This is an excellent article, and I really appreciate your deep dive onto the subject. I learned a lot about the histories of different genres, and I agree with your origins of urban fantasy.
One small note, and it's mostly a nitpick -- Alan Moore never wrote Hellblazer, he just created the character John Constantine. The most famous writers of Hellblazer (and there were a lot, the thing ran for 300 issues) are John Delano and Garth Ennis (who also wrote the comics The Boys and Preacher). Moore's John Constantine would be more accurate, he is a prototypical urban fantasy wizard, but when Moore wrote Constantine, he actually appeared in Swamp Thing (which is very much in the mix of horror / southern gothic / urban fantasy you're talking about).
I appreciate the delineation. One thing to add is that, for the writer, the choice of genre and adherence to the tropes and rules thereof is in large part a marketing decision, as that’s what the genres do in book selling sites -- give readers a way to find the kind of stories they want. You can always write what you want, of course, but if you can’t state what the genre is, and make the readers who love that genre happy, it’s a lot tougher to sell a book.
Great analysis. In my opinion, there is also a difference in the treatment of Sex and Love by these two narrative modes. In traditional Magical Realism, love and sex are often natural to characters. In Urban Fantasy, romantic questions feel subservient to the plot and stereotyped. Maybe this is my Latin American bias talking and stereotyping Anglo-Saxons as Puritans.
This almost helped me figure out what genre my book is (not a slight on the post, just a fact that my work is somewhere on a spectrum). I know it's not urban fantasy at least
Love this. I feel like Japan has their own entire thing going on with what I call in my head “Soft Fantasy” Spirited Away being a quintessential example for me. Where nothing is explained and there are no rules.

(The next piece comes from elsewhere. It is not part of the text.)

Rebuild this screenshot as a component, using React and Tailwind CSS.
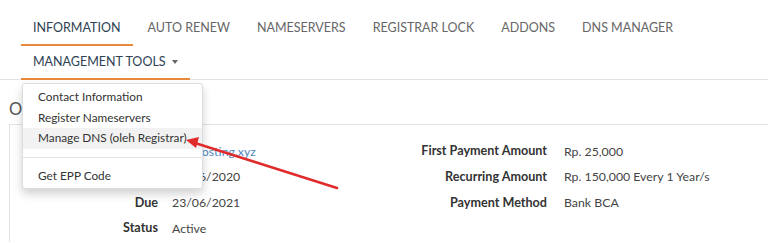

Yeah, Miyazaki is interesting in this discussion. His films kind of gross genres (a lot of science fiction elements in some) but I do think are often in a magical realist / fabulist zone with something like Porco Rosso or My Neighbor Totoro.
I've long been meaning to read that so I can't properly say. My understanding is it's about fairies living in secret in the real world and involves traditional fae tropes like changelings so I'd guess it's pretty much on the urban fantasy side. But I'd need to read!
Urban Fantasy and Magic Realism are not the same thing. For something to be considered Magic Realism, there has to be a Hegelian dialectic (yes I said it) - the colonizer to the colonized, occupier to the occupied, living to the departed. There is often trauma associated with this and a crisis of identity. The magic has to be rooted in the real in order to be more true. This is why magic realism often has a third-person omniscient narrator. A reliable narrator is key to creating a believable reality for the magic to work against. The fiction has to be rooted in the real in order for the magic to amplify the existential crisis being addressed. The magic makes it more real. That is what often gives magic realism a sense of poetry.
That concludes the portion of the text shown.